I would like to respond to some comments made by Mr. Hogenson in his letter ("Our Mailbox," Dec. 17, 2020) regarding the STR (Short-Term Rental) ordinance. He described the compromise decision of the City Council to allow un-hosted STRs while including the opt out clause in the ordinance. He states "it gives residents the power to say yes or no to STRs in their neighborhoods — the ultimate in democratic governance." 

According to Code Enforcement, residents do not have the option to opt out of STRs in their neighborhoods. The opt out option only applies to un-hosted STRs. And, it is is not just the neighbors impacted by the un- hosted STRs that must vote to opt out.  It is actually 50% plus 1 of all residential property owners in an area known as the "Census Tract Block Group" that must vote to opt out. The Census Tract Block Group is usually in the range of 300-400 residential property homeowners. Finally, there is a fee of $1,000 to request the opt out.

For years, residents (such as myself) have contacted their Council members and described how these STRs have destroyed their quality of life, their sense of security and (in some cases) put their safety at risk. Some examples of my STR experiences have included: finding a tenant passed out in the front yard of the STR next door, finding a tenant on the hood of a car with the engine running next to my driveway, and finding a tenant having sex in a car in front of my home. 

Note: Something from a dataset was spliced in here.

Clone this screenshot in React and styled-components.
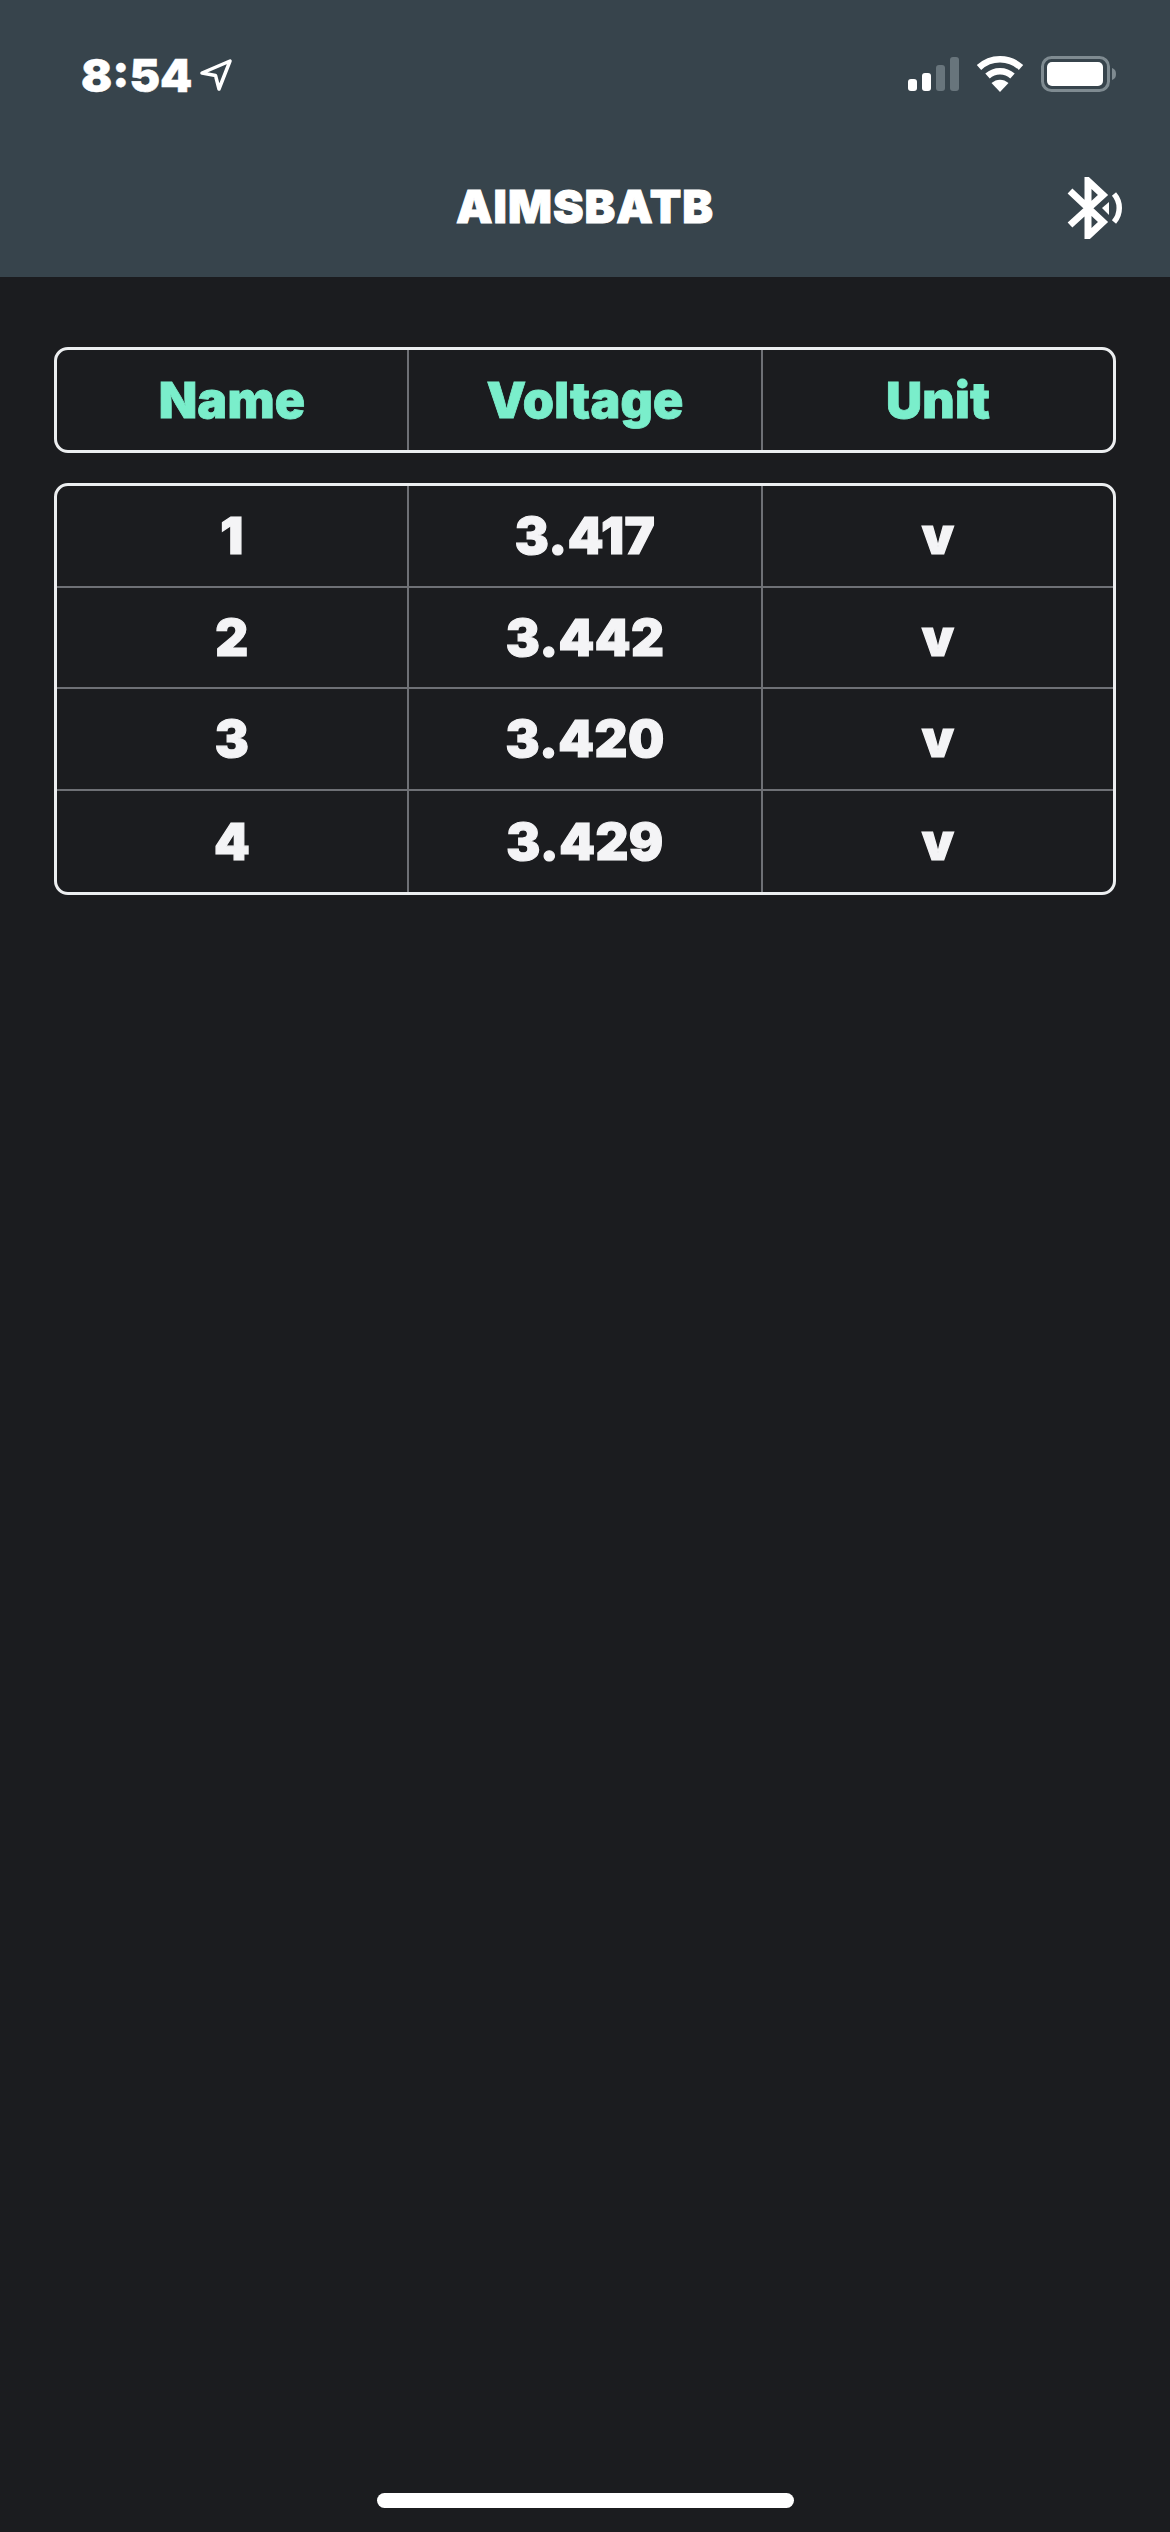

I have been repeatedly terrorized by the tenant's aggressive, often unleashed dogs as they were allowed to growl at me, bark at me, lunge at me and charge me on or around my property. And, I worry about my safety every time I step out the front door because I never know who or what (from the STR next door) I am going to find (yet again) in my garage, in my driveway, on my front lawn or parked in front of my house.

Despite being aware that STRs were nuisances that threatened the public health, safety or welfare of neighboring properties, the City Council continued to allow these unregulated businesses to establish themselves in residential neighborhoods. Now that the City Council has finally addressed the STR situation, it seems to be with an ordinance that is primarily focused on assuring the city will benefit financially from the STRs continued existence.  

 Clearly,  STR neighbors have no power with regards to STRs in our neighborhoods. Because if we did, STRs would not exist. I see absolutely no example of "the ultimate in democratic governance" in any of this.

Ria Davis

Long Beach

Be Persistent

Dear Editor,

Kudos to the Long Beach Health Department.

My wife and I completed our corona virus vaccinations last Thursday at the Long Beach Health Department. My wife registered us online and followed up twice daily and telephoned the number indicated. 

She made contact with Isaac, who gave her a link which offered appointment options (we got ours for the next day). Everyone we encountered was very professional and also very friendly. In both cases we were actually home before the appointment time. 

If you want the vaccination(s), you need to keep following up. Be persistent!